* **What you are asked to do**
Give the material once more, word for word, without any images.

+++ Dataset content +++

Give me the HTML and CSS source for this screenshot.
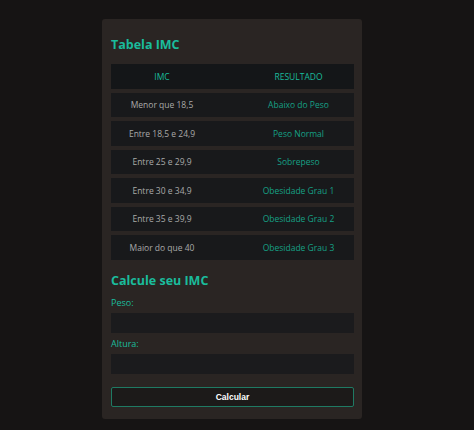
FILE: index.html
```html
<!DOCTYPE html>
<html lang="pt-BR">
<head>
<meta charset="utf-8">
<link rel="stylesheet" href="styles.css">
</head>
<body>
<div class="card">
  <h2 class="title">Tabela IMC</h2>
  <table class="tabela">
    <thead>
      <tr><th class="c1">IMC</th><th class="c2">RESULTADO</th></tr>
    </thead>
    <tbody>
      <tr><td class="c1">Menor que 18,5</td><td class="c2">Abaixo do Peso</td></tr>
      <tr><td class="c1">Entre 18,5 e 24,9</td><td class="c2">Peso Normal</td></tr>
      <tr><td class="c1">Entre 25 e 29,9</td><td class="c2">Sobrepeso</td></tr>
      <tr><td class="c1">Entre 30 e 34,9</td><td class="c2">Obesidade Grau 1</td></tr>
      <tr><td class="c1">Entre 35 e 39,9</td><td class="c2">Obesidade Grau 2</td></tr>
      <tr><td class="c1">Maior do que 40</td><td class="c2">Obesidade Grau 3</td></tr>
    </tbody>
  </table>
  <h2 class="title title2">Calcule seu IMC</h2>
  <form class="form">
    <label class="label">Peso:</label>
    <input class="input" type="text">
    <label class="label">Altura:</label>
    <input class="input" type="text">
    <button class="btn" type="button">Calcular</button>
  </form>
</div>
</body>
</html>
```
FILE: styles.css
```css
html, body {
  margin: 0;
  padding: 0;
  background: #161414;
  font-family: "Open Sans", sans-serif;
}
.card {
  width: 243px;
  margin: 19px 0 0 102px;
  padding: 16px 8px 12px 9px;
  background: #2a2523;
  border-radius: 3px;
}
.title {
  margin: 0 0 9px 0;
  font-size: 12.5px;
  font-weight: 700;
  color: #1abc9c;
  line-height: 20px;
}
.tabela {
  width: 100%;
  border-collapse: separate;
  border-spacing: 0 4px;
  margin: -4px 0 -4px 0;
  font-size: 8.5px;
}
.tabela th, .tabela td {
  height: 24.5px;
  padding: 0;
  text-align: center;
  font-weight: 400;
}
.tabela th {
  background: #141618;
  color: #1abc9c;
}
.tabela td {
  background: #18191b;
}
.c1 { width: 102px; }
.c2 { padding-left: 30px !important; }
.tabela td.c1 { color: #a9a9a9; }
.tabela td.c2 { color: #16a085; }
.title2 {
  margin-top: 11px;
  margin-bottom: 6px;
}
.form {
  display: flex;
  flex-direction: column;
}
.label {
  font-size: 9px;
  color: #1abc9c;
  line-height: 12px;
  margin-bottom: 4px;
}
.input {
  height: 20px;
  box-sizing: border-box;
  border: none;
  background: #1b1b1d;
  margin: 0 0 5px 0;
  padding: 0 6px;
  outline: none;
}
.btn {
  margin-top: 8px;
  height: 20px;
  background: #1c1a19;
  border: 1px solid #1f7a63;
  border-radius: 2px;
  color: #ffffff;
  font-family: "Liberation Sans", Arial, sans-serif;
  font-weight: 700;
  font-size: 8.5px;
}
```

+++

* **Correct result**
Give me the HTML and CSS source for this screenshot.
FILE: index.html
```html
<!DOCTYPE html>
<html lang="pt-BR">
<head>
<meta charset="utf-8">
<link rel="stylesheet" href="styles.css">
</head>
<body>
<div class="card">
  <h2 class="title">Tabela IMC</h2>
  <table class="tabela">
    <thead>
      <tr><th class="c1">IMC</th><th class="c2">RESULTADO</th></tr>
    </thead>
    <tbody>
      <tr><td class="c1">Menor que 18,5</td><td class="c2">Abaixo do Peso</td></tr>
      <tr><td class="c1">Entre 18,5 e 24,9</td><td class="c2">Peso Normal</td></tr>
      <tr><td class="c1">Entre 25 e 29,9</td><td class="c2">Sobrepeso</td></tr>
      <tr><td class="c1">Entre 30 e 34,9</td><td class="c2">Obesidade Grau 1</td></tr>
      <tr><td class="c1">Entre 35 e 39,9</td><td class="c2">Obesidade Grau 2</td></tr>
      <tr><td class="c1">Maior do que 40</td><td class="c2">Obesidade Grau 3</td></tr>
    </tbody>
  </table>
  <h2 class="title title2">Calcule seu IMC</h2>
  <form class="form">
    <label class="label">Peso:</label>
    <input class="input" type="text">
    <label class="label">Altura:</label>
    <input class="input" type="text">
    <button class="btn" type="button">Calcular</button>
  </form>
</div>
</body>
</html>
```
FILE: styles.css
```css
html, body {
  margin: 0;
  padding: 0;
  background: #161414;
  font-family: "Open Sans", sans-serif;
}
.card {
  width: 243px;
  margin: 19px 0 0 102px;
  padding: 16px 8px 12px 9px;
  background: #2a2523;
  border-radius: 3px;
}
.title {
  margin: 0 0 9px 0;
  font-size: 12.5px;
  font-weight: 700;
  color: #1abc9c;
  line-height: 20px;
}
.tabela {
  width: 100%;
  border-collapse: separate;
  border-spacing: 0 4px;
  margin: -4px 0 -4px 0;
  font-size: 8.5px;
}
.tabela th, .tabela td {
  height: 24.5px;
  padding: 0;
  text-align: center;
  font-weight: 400;
}
.tabela th {
  background: #141618;
  color: #1abc9c;
}
.tabela td {
  background: #18191b;
}
.c1 { width: 102px; }
.c2 { padding-left: 30px !important; }
.tabela td.c1 { color: #a9a9a9; }
.tabela td.c2 { color: #16a085; }
.title2 {
  margin-top: 11px;
  margin-bottom: 6px;
}
.form {
  display: flex;
  flex-direction: column;
}
.label {
  font-size: 9px;
  color: #1abc9c;
  line-height: 12px;
  margin-bottom: 4px;
}
.input {
  height: 20px;
  box-sizing: border-box;
  border: none;
  background: #1b1b1d;
  margin: 0 0 5px 0;
  padding: 0 6px;
  outline: none;
}
.btn {
  margin-top: 8px;
  height: 20px;
  background: #1c1a19;
  border: 1px solid #1f7a63;
  border-radius: 2px;
  color: #ffffff;
  font-family: "Liberation Sans", Arial, sans-serif;
  font-weight: 700;
  font-size: 8.5px;
}
```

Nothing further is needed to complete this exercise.